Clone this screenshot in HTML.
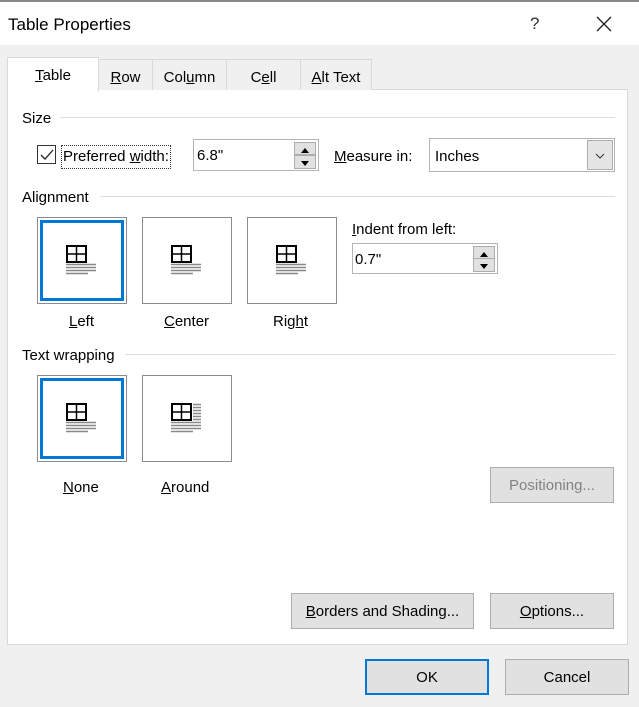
<!DOCTYPE html><html><head><style>
*{box-sizing:border-box;margin:0;padding:0}
body{width:639px;height:707px;background:#f0f0f0;font-family:"Liberation Sans",sans-serif;font-size:15px;color:#000;position:relative;overflow:hidden}
.a{position:absolute}
.t{position:absolute;white-space:nowrap}
u{text-decoration:underline}
.btn{position:absolute;background:#e1e1e1;border:1px solid #adadad;text-align:center;line-height:36px}
.box{position:absolute;border:1px solid #8a8a92;background:#fff}
.sel{box-shadow:inset 0 0 0 2px #fff,inset 0 0 0 5px #0078d7}
.field{position:absolute;background:#fff;border:1px solid #b4b4b4}
.spin{position:absolute;right:2px;width:22px;background:#e1e1e1;border:1px solid #adadad}
.hr{position:absolute;height:1px;background:#dcdcdc}
.tab{position:absolute;top:59px;height:31px;background:#f0f0f0;border:1px solid #d9d9d9;border-bottom:none;text-align:center;line-height:35px}
</style></head><body>
<div class="a" style="left:0;top:0;width:639px;height:2px;background:#888"></div>
<div class="a" style="left:0;top:2px;width:639px;height:43px;background:#fff"></div>
<div class="t" style="left:8px;top:15px;font-size:17px">Table Properties</div>
<div class="t" style="left:530px;top:14px;font-size:17px;color:#333">?</div>
<svg class="a" style="left:596px;top:16px" width="16" height="16"><path d="M1 1L15 15M15 1L1 15" stroke="#222" stroke-width="1.3"/></svg>

<div class="a" style="left:7px;top:89px;width:621px;height:556px;background:#fff;border:1px solid #d9d9d9"></div>
<div class="tab" style="left:98px;width:55px"><u>R</u>ow</div>
<div class="tab" style="left:152px;width:75px">Col<u>u</u>mn</div>
<div class="tab" style="left:226px;width:75px">C<u>e</u>ll</div>
<div class="tab" style="left:300px;width:72px"><u>A</u>lt Text</div>
<div class="a" style="left:7px;top:57px;width:92px;height:34px;background:#fff;border:1px solid #d9d9d9;border-bottom:none;text-align:center;line-height:36px"><u>T</u>able</div>

<div class="t" style="left:22px;top:110px">Size</div>
<div class="hr" style="left:60px;top:117px;width:555px"></div>
<div class="a" style="left:37px;top:145px;width:19px;height:19px;border:1px solid #333;background:#fff"></div>
<svg class="a" style="left:39px;top:147px" width="16" height="16"><path d="M2 8L6 12L14 3" stroke="#222" stroke-width="1.3" fill="none"/></svg>
<div class="t" style="left:61px;top:145px;border:1px dotted #333;padding:1px 1px;line-height:20px">Preferred <u>w</u>idth:</div>
<div class="field" style="left:193px;top:139px;width:126px;height:32px"><span class="t" style="left:3px;top:7px">6.8"</span>
<div class="spin" style="top:2px;height:13px"><svg width="20" height="11"><path d="M6 8h8l-4-5z" fill="#000"/></svg></div>
<div class="spin" style="top:15px;height:14px"><svg width="20" height="12"><path d="M6 4h8l-4 5z" fill="#000"/></svg></div></div>
<div class="t" style="left:334px;top:148px"><u>M</u>easure in:</div>
<div class="field" style="left:429px;top:138px;width:186px;height:34px"><span class="t" style="left:5px;top:9px">Inches</span>
<div class="a" style="right:1px;top:1px;width:26px;height:30px;background:#e5e5e5;border:1px solid #adadad"><svg width="24" height="28"><path d="M8 13l4 4 4-4" stroke="#333" fill="none"/></svg></div></div>

<div class="t" style="left:22px;top:189px">Alignment</div>
<div class="hr" style="left:100px;top:196px;width:515px"></div>

<svg width="0" height="0" style="position:absolute"><defs>
<g id="ic"><rect x="1" y="1" width="19" height="16" fill="none" stroke="#000" stroke-width="2"/><path d="M10.5 1v16M1 9h19" stroke="#000" stroke-width="1.5"/><path d="M0 19.5h30M0 22.5h30M0 25.5h30M0 28.5h22" stroke="#888" stroke-width="1.6"/></g>
<g id="ic2"><rect x="1" y="1" width="19" height="16" fill="none" stroke="#000" stroke-width="2"/><path d="M10.5 1v16M1 9h19" stroke="#000" stroke-width="1.5"/><path d="M22 1.5h8M22 4.5h8M22 7.5h8M22 10.5h8M22 13.5h8M22 16.5h8M0 19.5h30M0 22.5h30M0 25.5h30M0 28.5h22" stroke="#888" stroke-width="1.6"/></g>
</defs></svg>

<div class="box sel" style="left:37px;top:217px;width:90px;height:87px"><svg class="a" style="left:28px;top:27px" width="31" height="30"><use href="#ic"/></svg></div>
<div class="box" style="left:142px;top:217px;width:90px;height:87px"><svg class="a" style="left:28px;top:27px" width="31" height="30"><use href="#ic"/></svg></div>
<div class="box" style="left:247px;top:217px;width:90px;height:87px"><svg class="a" style="left:28px;top:27px" width="31" height="30"><use href="#ic"/></svg></div>
<div class="t" style="left:69px;top:313px"><u>L</u>eft</div>
<div class="t" style="left:164px;top:313px"><u>C</u>enter</div>
<div class="t" style="left:273px;top:313px">Rig<u>h</u>t</div>

<div class="t" style="left:352px;top:221px"><u>I</u>ndent from left:</div>
<div class="field" style="left:352px;top:243px;width:146px;height:31px"><span class="t" style="left:2px;top:7px">0.7"</span>
<div class="spin" style="top:2px;height:13px"><svg width="20" height="11"><path d="M6 8h8l-4-5z" fill="#000"/></svg></div>
<div class="spin" style="top:14px;height:14px"><svg width="20" height="12"><path d="M6 4h8l-4 5z" fill="#000"/></svg></div></div>

<div class="t" style="left:22px;top:347px">Text wrapping</div>
<div class="hr" style="left:125px;top:354px;width:490px"></div>
<div class="box sel" style="left:37px;top:375px;width:90px;height:87px"><svg class="a" style="left:28px;top:27px" width="31" height="30"><use href="#ic"/></svg></div>
<div class="box" style="left:142px;top:375px;width:90px;height:87px"><svg class="a" style="left:28px;top:27px" width="31" height="30"><use href="#ic2"/></svg></div>
<div class="t" style="left:63px;top:479px"><u>N</u>one</div>
<div class="t" style="left:161px;top:479px"><u>A</u>round</div>

<div class="btn" style="left:490px;top:467px;width:124px;height:36px;color:#838383">Positioning...</div>
<div class="btn" style="left:291px;top:593px;width:183px;height:36px"><u>B</u>orders and Shading...</div>
<div class="btn" style="left:490px;top:593px;width:124px;height:36px"><u>O</u>ptions...</div>
<div class="btn" style="left:365px;top:659px;width:124px;height:36px;border:2px solid #0078d7;line-height:34px">OK</div>
<div class="btn" style="left:505px;top:659px;width:124px;height:36px">Cancel</div>
</body></html>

## EXERCISE
Quote everything in the listing above exactly; pictures are the only thing to omit.

## PROBLEM SOLUTION
Clone this screenshot in HTML.
<!DOCTYPE html><html><head><style>
*{box-sizing:border-box;margin:0;padding:0}
body{width:639px;height:707px;background:#f0f0f0;font-family:"Liberation Sans",sans-serif;font-size:15px;color:#000;position:relative;overflow:hidden}
.a{position:absolute}
.t{position:absolute;white-space:nowrap}
u{text-decoration:underline}
.btn{position:absolute;background:#e1e1e1;border:1px solid #adadad;text-align:center;line-height:36px}
.box{position:absolute;border:1px solid #8a8a92;background:#fff}
.sel{box-shadow:inset 0 0 0 2px #fff,inset 0 0 0 5px #0078d7}
.field{position:absolute;background:#fff;border:1px solid #b4b4b4}
.spin{position:absolute;right:2px;width:22px;background:#e1e1e1;border:1px solid #adadad}
.hr{position:absolute;height:1px;background:#dcdcdc}
.tab{position:absolute;top:59px;height:31px;background:#f0f0f0;border:1px solid #d9d9d9;border-bottom:none;text-align:center;line-height:35px}
</style></head><body>
<div class="a" style="left:0;top:0;width:639px;height:2px;background:#888"></div>
<div class="a" style="left:0;top:2px;width:639px;height:43px;background:#fff"></div>
<div class="t" style="left:8px;top:15px;font-size:17px">Table Properties</div>
<div class="t" style="left:530px;top:14px;font-size:17px;color:#333">?</div>
<svg class="a" style="left:596px;top:16px" width="16" height="16"><path d="M1 1L15 15M15 1L1 15" stroke="#222" stroke-width="1.3"/></svg>

<div class="a" style="left:7px;top:89px;width:621px;height:556px;background:#fff;border:1px solid #d9d9d9"></div>
<div class="tab" style="left:98px;width:55px"><u>R</u>ow</div>
<div class="tab" style="left:152px;width:75px">Col<u>u</u>mn</div>
<div class="tab" style="left:226px;width:75px">C<u>e</u>ll</div>
<div class="tab" style="left:300px;width:72px"><u>A</u>lt Text</div>
<div class="a" style="left:7px;top:57px;width:92px;height:34px;background:#fff;border:1px solid #d9d9d9;border-bottom:none;text-align:center;line-height:36px"><u>T</u>able</div>

<div class="t" style="left:22px;top:110px">Size</div>
<div class="hr" style="left:60px;top:117px;width:555px"></div>
<div class="a" style="left:37px;top:145px;width:19px;height:19px;border:1px solid #333;background:#fff"></div>
<svg class="a" style="left:39px;top:147px" width="16" height="16"><path d="M2 8L6 12L14 3" stroke="#222" stroke-width="1.3" fill="none"/></svg>
<div class="t" style="left:61px;top:145px;border:1px dotted #333;padding:1px 1px;line-height:20px">Preferred <u>w</u>idth:</div>
<div class="field" style="left:193px;top:139px;width:126px;height:32px"><span class="t" style="left:3px;top:7px">6.8"</span>
<div class="spin" style="top:2px;height:13px"><svg width="20" height="11"><path d="M6 8h8l-4-5z" fill="#000"/></svg></div>
<div class="spin" style="top:15px;height:14px"><svg width="20" height="12"><path d="M6 4h8l-4 5z" fill="#000"/></svg></div></div>
<div class="t" style="left:334px;top:148px"><u>M</u>easure in:</div>
<div class="field" style="left:429px;top:138px;width:186px;height:34px"><span class="t" style="left:5px;top:9px">Inches</span>
<div class="a" style="right:1px;top:1px;width:26px;height:30px;background:#e5e5e5;border:1px solid #adadad"><svg width="24" height="28"><path d="M8 13l4 4 4-4" stroke="#333" fill="none"/></svg></div></div>

<div class="t" style="left:22px;top:189px">Alignment</div>
<div class="hr" style="left:100px;top:196px;width:515px"></div>

<svg width="0" height="0" style="position:absolute"><defs>
<g id="ic"><rect x="1" y="1" width="19" height="16" fill="none" stroke="#000" stroke-width="2"/><path d="M10.5 1v16M1 9h19" stroke="#000" stroke-width="1.5"/><path d="M0 19.5h30M0 22.5h30M0 25.5h30M0 28.5h22" stroke="#888" stroke-width="1.6"/></g>
<g id="ic2"><rect x="1" y="1" width="19" height="16" fill="none" stroke="#000" stroke-width="2"/><path d="M10.5 1v16M1 9h19" stroke="#000" stroke-width="1.5"/><path d="M22 1.5h8M22 4.5h8M22 7.5h8M22 10.5h8M22 13.5h8M22 16.5h8M0 19.5h30M0 22.5h30M0 25.5h30M0 28.5h22" stroke="#888" stroke-width="1.6"/></g>
</defs></svg>

<div class="box sel" style="left:37px;top:217px;width:90px;height:87px"><svg class="a" style="left:28px;top:27px" width="31" height="30"><use href="#ic"/></svg></div>
<div class="box" style="left:142px;top:217px;width:90px;height:87px"><svg class="a" style="left:28px;top:27px" width="31" height="30"><use href="#ic"/></svg></div>
<div class="box" style="left:247px;top:217px;width:90px;height:87px"><svg class="a" style="left:28px;top:27px" width="31" height="30"><use href="#ic"/></svg></div>
<div class="t" style="left:69px;top:313px"><u>L</u>eft</div>
<div class="t" style="left:164px;top:313px"><u>C</u>enter</div>
<div class="t" style="left:273px;top:313px">Rig<u>h</u>t</div>

<div class="t" style="left:352px;top:221px"><u>I</u>ndent from left:</div>
<div class="field" style="left:352px;top:243px;width:146px;height:31px"><span class="t" style="left:2px;top:7px">0.7"</span>
<div class="spin" style="top:2px;height:13px"><svg width="20" height="11"><path d="M6 8h8l-4-5z" fill="#000"/></svg></div>
<div class="spin" style="top:14px;height:14px"><svg width="20" height="12"><path d="M6 4h8l-4 5z" fill="#000"/></svg></div></div>

<div class="t" style="left:22px;top:347px">Text wrapping</div>
<div class="hr" style="left:125px;top:354px;width:490px"></div>
<div class="box sel" style="left:37px;top:375px;width:90px;height:87px"><svg class="a" style="left:28px;top:27px" width="31" height="30"><use href="#ic"/></svg></div>
<div class="box" style="left:142px;top:375px;width:90px;height:87px"><svg class="a" style="left:28px;top:27px" width="31" height="30"><use href="#ic2"/></svg></div>
<div class="t" style="left:63px;top:479px"><u>N</u>one</div>
<div class="t" style="left:161px;top:479px"><u>A</u>round</div>

<div class="btn" style="left:490px;top:467px;width:124px;height:36px;color:#838383">Positioning...</div>
<div class="btn" style="left:291px;top:593px;width:183px;height:36px"><u>B</u>orders and Shading...</div>
<div class="btn" style="left:490px;top:593px;width:124px;height:36px"><u>O</u>ptions...</div>
<div class="btn" style="left:365px;top:659px;width:124px;height:36px;border:2px solid #0078d7;line-height:34px">OK</div>
<div class="btn" style="left:505px;top:659px;width:124px;height:36px">Cancel</div>
</body></html>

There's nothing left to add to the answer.